A sustainability ethics thus has to consider the best compromise between the individual interests of all humans and at the same time has to consider the consequences of the resulting changes of our ecosystem for each of us. While we can negotiate the compromise with our fellow humans, we can not negotiate with the ecosystem. The consequences of the ecosystem, which are induced by our actions, will inevitably happen. Thus, if we don’t change, the ecosystem will.
Interestingly enough, even in the UN Declaration of Human Rights obligations are mentioned, which assign duties to everyone so that it is and will remain possible that all humans can enjoy the universal rights defined in that declaration. Especially adequate food supply is one of the fundamental human rights, which directly relates back to the discussion on sustainability. These already existing and broadly accepted Human Rights thus can form a first basis for a sustainability ethics, if the duties are more generally realized as referring to individual responsibilities.

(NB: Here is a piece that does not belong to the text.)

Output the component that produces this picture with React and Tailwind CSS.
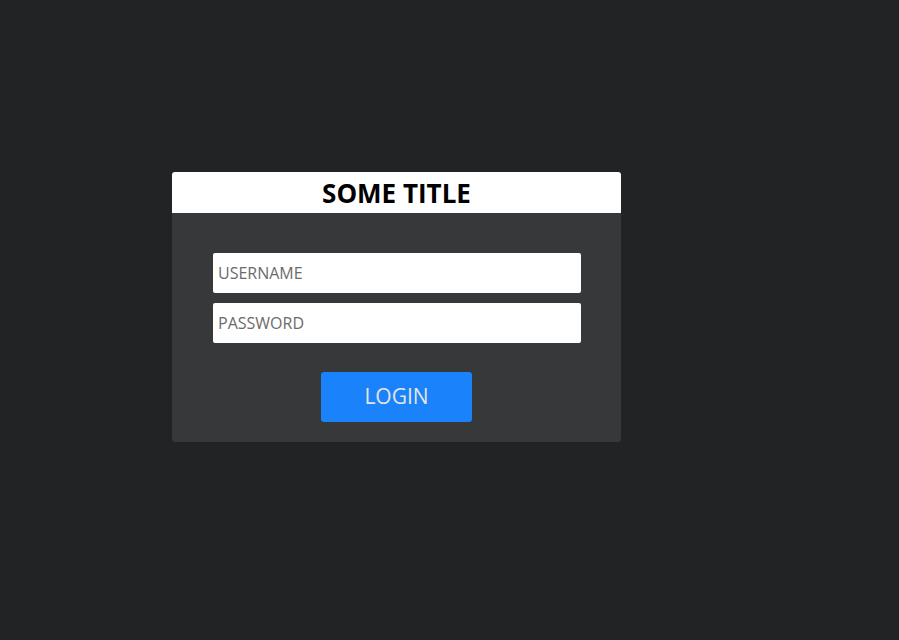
import React from 'react';

const App = () => {
  return (
    <div
      className="min-h-[640px] w-full bg-[#222325] pt-[172px] pl-[172px]"
      style={{ fontFamily: '"Open Sans", "Liberation Sans", sans-serif' }}
    >
      <div className="w-[449px] rounded-[3px] overflow-hidden bg-[#37383a]">
        <div className="h-[41px] bg-white flex items-center justify-center">
          <h1 className="text-[26px] font-bold text-black leading-none">SOME TITLE</h1>
        </div>
        <form className="flex flex-col items-center pt-[40px] pb-[20px] pl-[41px] pr-[40px]">
          <input
            type="text"
            placeholder="USERNAME"
            className="w-full h-[40px] bg-white rounded-[2px] pl-[5px] text-[16px] text-[#555] placeholder:text-[#6b6b6b] outline-none"
          />
          <input
            type="password"
            placeholder="PASSWORD"
            className="mt-[10px] w-full h-[40px] bg-white rounded-[2px] pl-[5px] text-[16px] text-[#555] placeholder:text-[#6b6b6b] outline-none"
          />
          <button
            type="button"
            className="mt-[29px] mr-[1px] w-[151px] h-[50px] rounded-[3px] bg-[#1a82fb] text-[21px] text-[#e4e4e4]"
          >
            LOGIN
          </button>
        </form>
      </div>
    </div>
  );
};

export default App;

Until now, ethical guidelines and rules have been developing over long periods of time and became part of our culture. These ethical boundary conditions traditionally change only slowly, which as a consequence leads to laws being changed only now and then and often only in small steps. We have to realize that these traditional ways of coming to a generally accepted ethics will not work for our future. The changes will occur so quickly, that we are running out of time for the traditional approach. We thus need to actively foster the discourse and the coming to agreements. We essentially would need to change today to ensure wellbeing tomorrow. Sustainability ethics thus has to build on a broad consensus but possibly not on unanimity as is currently the case for example for the climate conventions. Requiring unanimity always leads to the slowest possible progress, which currently would be detrimental, since any veto has to be exhaustingly negotiated, only slowing down the process. Thus, binding international treaties need to be negotiated between the agreeing parties, which can then easily be extended to include new partners. Only with such a dynamic way of organizing the legal system between nations, we can be fast enough to cope with the challenges ahead. At the same time, such treaties may mean obligations on both sides, which are not just defining a finacial flux from developed into less developed regions, but can and should include all aspects of behavior discussed here, specifically also the number of children and nutritional habits.